С той последней встречи прошло лет десять, но не забылось, не утихло, не иссякло. Время не лечит, время лишь усугубляет болезнь, и та уходит в глубину сознания, дремлет, чтобы однажды прорваться гнилостным нарывом.

Элька позвонила. В шесть утра, что уже было странно. Элька не стала тратить слова на вежливость, она с ходу заявила:

– Буду в полвосьмого вечерним. Встречай.

И трубку бросила прежде, чем он успел ответить, что не желает ее видеть. Впрочем, его желания никогда не интересовали Эльку. И вот теперь Ричард терялся в догадках, пытаясь понять, чего же ей еще понадобилось, и из-за того, что понять не получалось, злился. А уже из-за злости не мог сосредоточиться на работе и собственной рассеянности стыдился, как и желания поскорее все закончить, убраться из офиса и отделения, отправиться домой, запереться на все замки и не отпустить себя встречать сестру.

Отсидеться не выйдет. И работу надо работать.

Но с другой стороны, работа – хороший предлог, чтобы не ехать на вокзал.

– Эй, Стеклов, я закончил. Будешь говорить? – Серега кивнул в сторону долговязой, изможденного вида девицы, которая сидела в углу кабинета и старательно пялилась в стену. Вероятно, девица боялась ненароком увидеть больше, чем могли бы выдержать ее нежные, девичьи нервы. К примеру, труп.

Хотя труп уже вынесли. И вообще, за исключением, пожалуй, некоторого беспорядка, приемная выглядела вполне себе обыкновенно.

Серега сказал бы, что ничто здесь не напоминало об ужасной трагедии… Он любил красивости и даже мечтал начать писать, но отчего-то все откладывал.

– Так будешь или отпускать?

Стеклов глянул на часы и, прикинув, что до назначенного времени осталось еще порядком, сказал:

– Погоди.

При ближайшем рассмотрении девица показалась еще более испуганной. Ее нездоровая бледность отливала под глазами фарфоровым голубым, а на губах и вовсе серым, который проступал сквозь тонкий слой блеска, выдавая страх куда более явно, нежели дрожащие пальцы.

– Значит, вы не были знакомы с потерпевшей? – Стеклов пристально рассматривал девицу без малейшего стеснения.
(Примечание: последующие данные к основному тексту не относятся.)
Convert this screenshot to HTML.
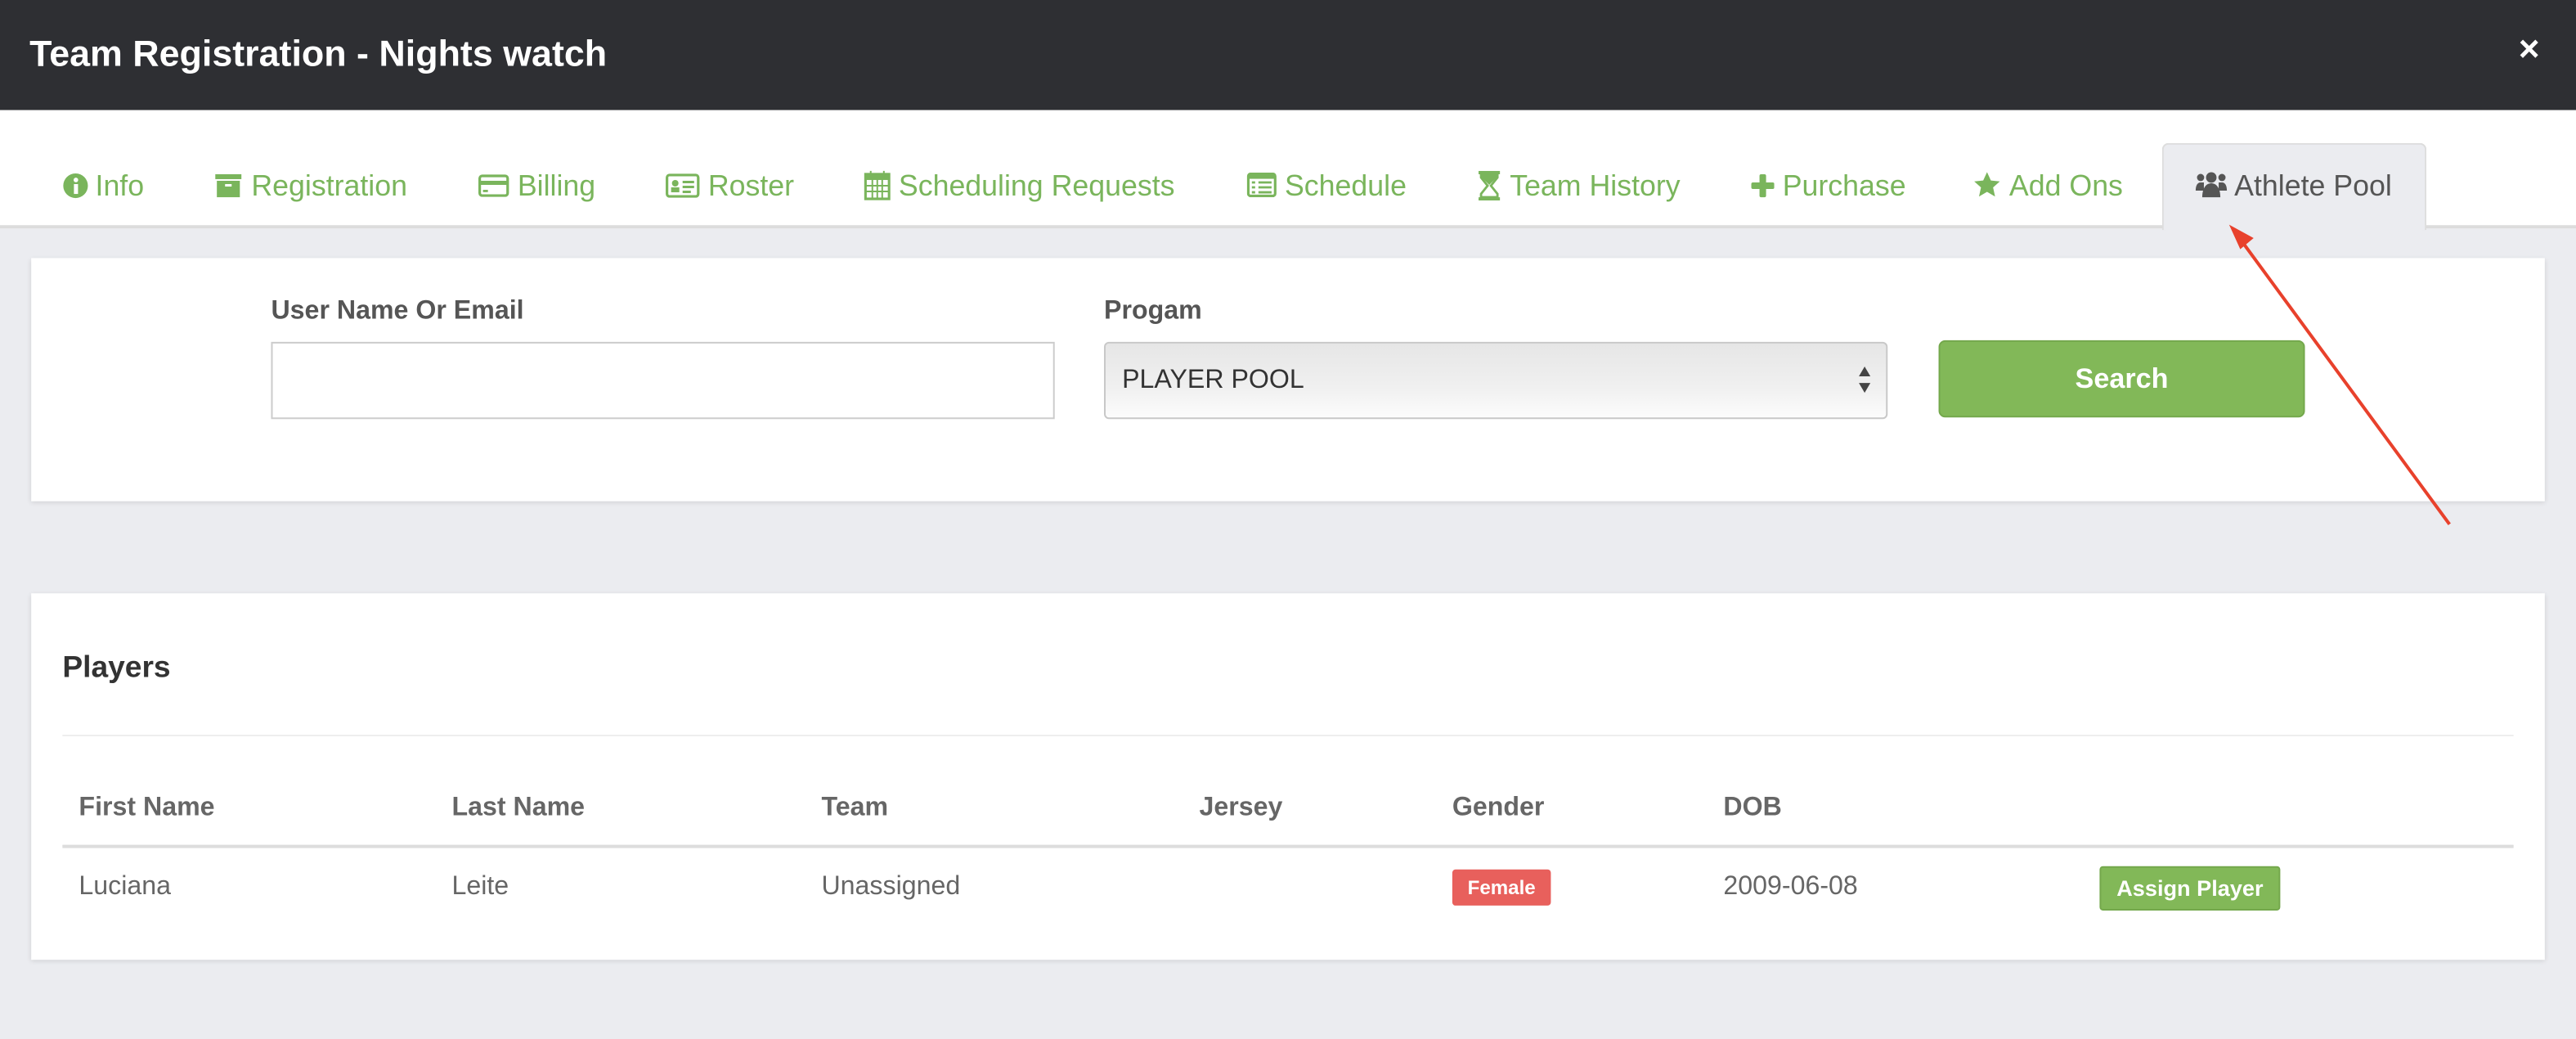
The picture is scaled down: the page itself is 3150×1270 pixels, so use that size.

А она вот смутилась, отвернулась, но он заметил, как упали ресницы, дрогнули губы, нервно задергалась синяя жилка на шее.

– Нет. Не была. Я ведь рассказывала!

– Расскажите еще раз. Вам ведь не сложно? Вот и замечательно. Так как ее звали?

– Не знаю.

– Плохо.

Девушка вздрогнула, плечи поднялись и ладони тоже, почти касаясь подбородка.

– Личность выяснять придется, – успокаивающе заметил Ричард Иванович. – Значит, встретились уже здесь?

– Да.

– И как?

– Ну… я ждала очереди, а она за мной. Пришла. И мы только парой фраз перекинулись. Она… она тоже на работу устраивалась.

– Конкурентка, значит.

– Что? Нет, вы… вы же не думаете… она… она жива была, когда я в кабинет зашла.

В том-то и дело, что времени, выходит, чуть-чуть прошло. Стеклов даже мысленно прикинул схемку: одна девица зашла в кабинет, вторая осталась в приемной. В это время секретарша уходит, и… что? Вошел некто неизвестный, убил ожидающую в приемной девушку, засунул в шкаф и ретировался – по словам Ряхова и этой бледно-дрожащей, когда они вышли, приемная была пуста. Итого на все про все – минут десять или пятнадцать с учетом того, что в любой момент мог кто-то заглянуть. Или он дверь запер? Но самое главное – зачем кому-то вообще понадобилось убивать претендентку на место секретаря?

Дело явно пованивало, и отнюдь не благостным имбирем и свежим лимоном, как этот кабинет. Коллеги говорили, что у него, Стеклова, нюх и интуиция, на самом деле ему просто нравилось сосредотачиваться на работе – не оставалось времени на боль.